**What the task requires:**
Filter the records below and copy every line containing the word "table".

The data start

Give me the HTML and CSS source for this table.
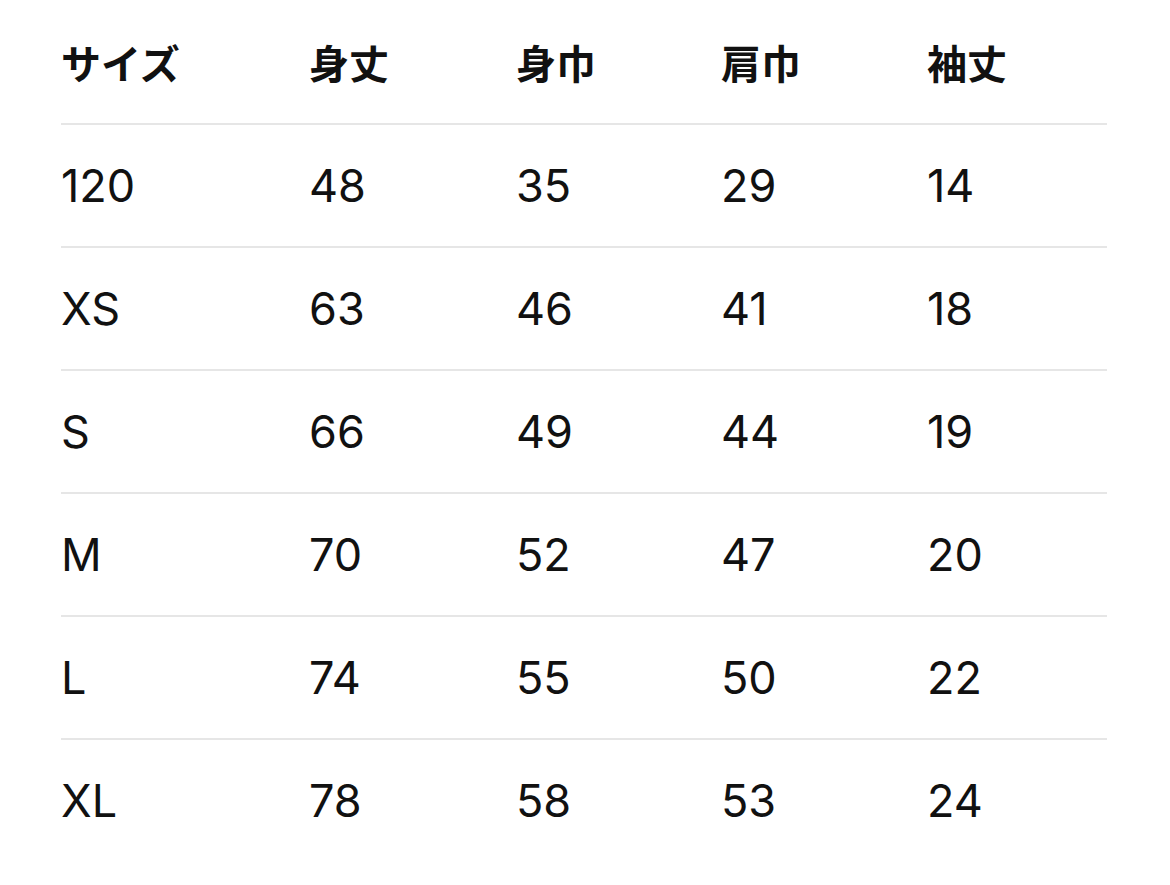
FILE: index.html
```html
<!DOCTYPE html>
<html lang="ja">
<head>
<meta charset="utf-8">
<link rel="stylesheet" href="styles.css">
</head>
<body>
<div class="size-table">
  <div class="row head">
    <div class="cell">サイズ</div><div class="cell">身丈</div><div class="cell">身巾</div><div class="cell">肩巾</div><div class="cell">袖丈</div>
  </div>
  <div class="row">
    <div class="cell">120</div><div class="cell">48</div><div class="cell">35</div><div class="cell">29</div><div class="cell">14</div>
  </div>
  <div class="row">
    <div class="cell">XS</div><div class="cell">63</div><div class="cell">46</div><div class="cell">41</div><div class="cell">18</div>
  </div>
  <div class="row">
    <div class="cell">S</div><div class="cell">66</div><div class="cell">49</div><div class="cell">44</div><div class="cell">19</div>
  </div>
  <div class="row">
    <div class="cell">M</div><div class="cell">70</div><div class="cell">52</div><div class="cell">47</div><div class="cell">20</div>
  </div>
  <div class="row">
    <div class="cell">L</div><div class="cell">74</div><div class="cell">55</div><div class="cell">50</div><div class="cell">22</div>
  </div>
  <div class="row last">
    <div class="cell">XL</div><div class="cell">78</div><div class="cell">58</div><div class="cell">53</div><div class="cell">24</div>
  </div>
</div>
</body>
</html>
```
FILE: styles.css
```css
html, body {
  margin: 0;
  padding: 0;
  background: #ffffff;
}

body {
  font-family: Inter, "Noto Sans CJK JP", sans-serif;
  color: #111111;
}

.size-table {
  width: 1046px;
  margin-left: 61px;
}

.row {
  display: grid;
  grid-template-columns: 248px 207px 205px 206px 180px;
  height: 121px;
  align-items: center;
  border-bottom: 2px solid #e6e6e6;
  font-size: 45px;
  font-weight: 400;
}

.row.last {
  border-bottom: none;
}

.row.head {
  height: 123px;
  font-family: "Noto Sans CJK JP", sans-serif;
  font-weight: 700;
  font-size: 40px;
}

.cell {
  white-space: nowrap;
  line-height: 1;
}
```
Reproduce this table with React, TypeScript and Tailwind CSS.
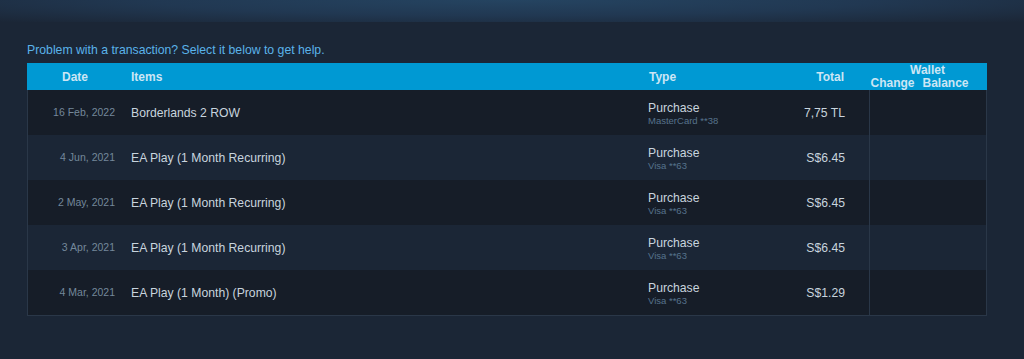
const rows = [
  { date: "16 Feb, 2022", item: "Borderlands 2 ROW", method: "MasterCard **38", total: "7,75 TL" },
  { date: "4 Jun, 2021", item: "EA Play (1 Month Recurring)", method: "Visa **63", total: "S$6.45" },
  { date: "2 May, 2021", item: "EA Play (1 Month Recurring)", method: "Visa **63", total: "S$6.45" },
  { date: "3 Apr, 2021", item: "EA Play (1 Month Recurring)", method: "Visa **63", total: "S$6.45" },
  { date: "4 Mar, 2021", item: "EA Play (1 Month) (Promo)", method: "Visa **63", total: "S$1.29" },
];

const cols = "grid grid-cols-[96px_517px_136px_92px_119px]";

export default function App() {
  return (
    <div className="min-h-[359px] w-full bg-[#1b2636] font-['Liberation_Sans',Arial,sans-serif]">
      <div className="h-[22px] w-full bg-[radial-gradient(ellipse_at_50%_0%,#254461_0%,#213852_50%,#1b2636_100%)]" />

      <div className="pl-[27px] pt-[21px]">
        <p className="text-[12.25px] leading-[14px] text-[#5ab3ea]">
          Problem with a transaction? Select it below to get help.
        </p>

        <div className="mt-[6px] w-[960px] border-x border-b border-[#2a3748]">
          <div className={`${cols} h-[27px] -mx-px bg-[#0099d3] text-[12px] font-bold leading-[12px] text-[#cde6f5]`}>
            <div className="flex items-center justify-center">Date</div>
            <div className="flex items-center pl-[8px]">Items</div>
            <div className="flex items-center pl-[9px]">Type</div>
            <div className="flex items-center justify-end pr-[24px]">Total</div>
            <div className="flex flex-col items-center justify-center">
              <span>Wallet</span>
              <span className="flex gap-[8px] pr-[16px] pt-px">
                <span>Change</span>
                <span>Balance</span>
              </span>
            </div>
          </div>

          {rows.map((r, i) => (
            <div
              key={i}
              className={`${cols} h-[45px] ${i % 2 === 0 ? "bg-[#161d28]" : "bg-[#1b2636]"}`}
            >
              <div className="flex items-center justify-end pr-[9px] pt-px text-[10.5px] text-[#74889b]">
                {r.date}
              </div>
              <div className="flex items-center pl-[7px] pt-[2px] text-[12.2px] text-[#c8d4de]">{r.item}</div>
              <div className="flex flex-col justify-center pl-[7px] pt-[2px]">
                <span className="text-[12.2px] leading-[13px] text-[#c8d4de]">Purchase</span>
                <span className="text-[9.5px] leading-[11px] text-[#56738c]">{r.method}</span>
              </div>
              <div className="flex items-center justify-end pr-[24px] pt-[2px] text-[12.2px] text-[#c8d4de]">
                {r.total}
              </div>
              <div className="border-l border-[#2a3748]" />
            </div>
          ))}
        </div>
      </div>
    </div>
  );
}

The data end

**Exercise response:**
Give me the HTML and CSS source for this table.
<div class="size-table">
.size-table {
Reproduce this table with React, TypeScript and Tailwind CSS.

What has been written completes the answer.